Officers assessing bona fide marriages look for corroborating documentary evidence as well, including joint bank accounts, shared leases, joint tax filings, insurance beneficiary designations, and photographs together over time. Third-party affidavits from people who know the couple can also help.11Nolo. Marriage Fraud Interview Techniques
Immigration interviews are not criminal proceedings, and applicants do not have the same rights as a criminal defendant. But several important protections apply.
Applicants have the right to be accompanied by an attorney or accredited representative at their interview, though the government will not pay for one. The representative must file Form G-28 (Notice of Entry of Appearance) with USCIS.12USCIS. Preparing for Your Affirmative Asylum Interview In the context of a USCIS interview, the attorney’s role is to protect the applicant’s legal rights and advise on points of law, but the attorney should not answer questions directed at the applicant by the officer.13USCIS. Volume 12, Part B, Chapter 3 – Naturalization Interview
This right to counsel at one’s own expense is distinct from the right to government-appointed counsel, which generally does not exist in immigration proceedings. The Immigration and Nationality Act provides that an alien “shall have the privilege of being represented, at no expense to the Government, by counsel of the alien’s choosing.”14U.S. House of Representatives. 8 U.S.C. § 1229a – Removal Proceedings Only in formal removal proceedings before an immigration judge do applicants gain additional procedural protections, including the right to examine evidence, present their own evidence, and cross-examine government witnesses.
Applicants who cannot conduct the interview in English may bring an interpreter. For USCIS interviews, the interpreter must be at least 18 years old, fluent in both English and the applicant’s language, and must provide accurate word-for-word translation. Both the interpreter and the applicant must sign Form G-1256 (Declaration for Interpreted USCIS Interview) in the presence of the interviewing officer and take an oath before the interview begins.15USCIS. Form G-1256, Declaration for Interpreted USCIS Interview
Certain individuals are categorically barred from serving as interpreters: children under 14, and the applicant’s own attorney or representative of record. Witnesses in the case are also generally restricted from interpreting, though exceptions may be granted for good cause with supervisory approval.16USCIS. Role and Use of Interpreters Policy Memorandum If the officer determines that an interpreter is not competent or impartial, the interpreter can be disqualified, and the applicant may either proceed with a different interpreter, reschedule, or continue without one.
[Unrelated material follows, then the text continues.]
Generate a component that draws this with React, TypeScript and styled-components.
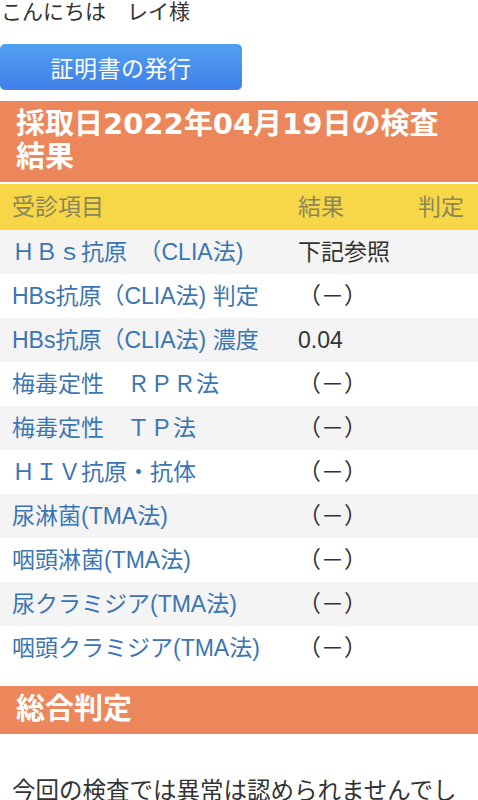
import styled, { createGlobalStyle } from "styled-components";

const GlobalStyle = createGlobalStyle`
  body {
    margin: 0;
    background: #ffffff;
    font-family: "Liberation Sans", "Noto Sans CJK JP", sans-serif;
    color: #333333;
  }
`;

const Page = styled.div`
  width: 478px;
  overflow: hidden;
`;

const Greeting = styled.div`
  font-size: 21px;
  line-height: 24px;
  color: #333;
  padding-left: 1px;
  white-space: pre;
`;

const IssueButton = styled.button`
  display: block;
  margin-top: 20px;
  width: 242px;
  height: 46px;
  border: none;
  border-radius: 5px;
  background: linear-gradient(#529ff0, #3f80e9);
  color: #fff;
  font-family: inherit;
  font-size: 23px;
  letter-spacing: 0.5px;
  padding: 0;
`;

const SectionTitle = styled.h2<{ $top: number }>`
  margin: ${(p) => p.$top}px 0 0;
  background: #ec875b;
  color: #fff;
  font-family: "DejaVu Sans", "Noto Sans CJK JP", sans-serif;
  font-size: 29px;
  font-weight: 700;
  line-height: 33px;
  padding: 7px 16px 8px;
`;

const Table = styled.div`
  margin-top: 2px;
`;

const Row = styled.div<{ $bg: string }>`
  display: grid;
  grid-template-columns: 286px 120px 1fr;
  height: 44px;
  align-items: center;
  background: ${(p) => p.$bg};
  font-size: 23px;
  line-height: 44px;
`;

const HeadRow = styled(Row)`
  height: 46px;
  color: #8a865a;
`;

const Cell = styled.div`
  padding-left: 12px;
  white-space: nowrap;
`;

const ItemLink = styled(Cell)`
  color: #3b75b3;
`;

const Summary = styled.p`
  margin: 45px 0 0;
  padding: 0 12px;
  font-size: 23.5px;
  line-height: 24px;
  color: #333;
`;

const rows: [string, string][] = [
  ["ＨＢｓ抗原　（CLIA法)", "下記参照"],
  ["HBs抗原（CLIA法) 判定", "（－）"],
  ["HBs抗原（CLIA法) 濃度", "0.04"],
  ["梅毒定性　ＲＰＲ法", "（－）"],
  ["梅毒定性　ＴＰ法", "（－）"],
  ["ＨＩＶ抗原・抗体", "（－）"],
  ["尿淋菌(TMA法)", "（－）"],
  ["咽頭淋菌(TMA法)", "（－）"],
  ["尿クラミジア(TMA法)", "（－）"],
  ["咽頭クラミジア(TMA法)", "（－）"],
];

export default function App() {
  return (
    <Page>
      <GlobalStyle />
      <Greeting>こんにちは　レイ様</Greeting>
      <IssueButton type="button">証明書の発行</IssueButton>
      <SectionTitle $top={11}>
        採取日2022年04月19日の検査
        <br />
        結果
      </SectionTitle>
      <Table>
        <HeadRow $bg="#f7d648">
          <Cell>受診項目</Cell>
          <Cell>結果</Cell>
          <Cell>判定</Cell>
        </HeadRow>
        {rows.map(([item, result], i) => (
          <Row key={item} $bg={i % 2 === 0 ? "#f4f4f4" : "#ffffff"}>
            <ItemLink>{item}</ItemLink>
            <Cell>{result}</Cell>
            <Cell />
          </Row>
        ))}
      </Table>
      <SectionTitle $top={16}>総合判定</SectionTitle>
      <Summary>今回の検査では異常は認められませんでした。</Summary>
    </Page>
  );
}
For asylum interviews specifically, USCIS does not provide interpreters — the applicant must bring their own. Failing to bring a competent interpreter results in cancellation and rescheduling, and the delay is attributed to the applicant.12USCIS. Preparing for Your Affirmative Asylum Interview
An immigrant visa interview can end in several ways: approval, a request for additional evidence, administrative processing, or denial.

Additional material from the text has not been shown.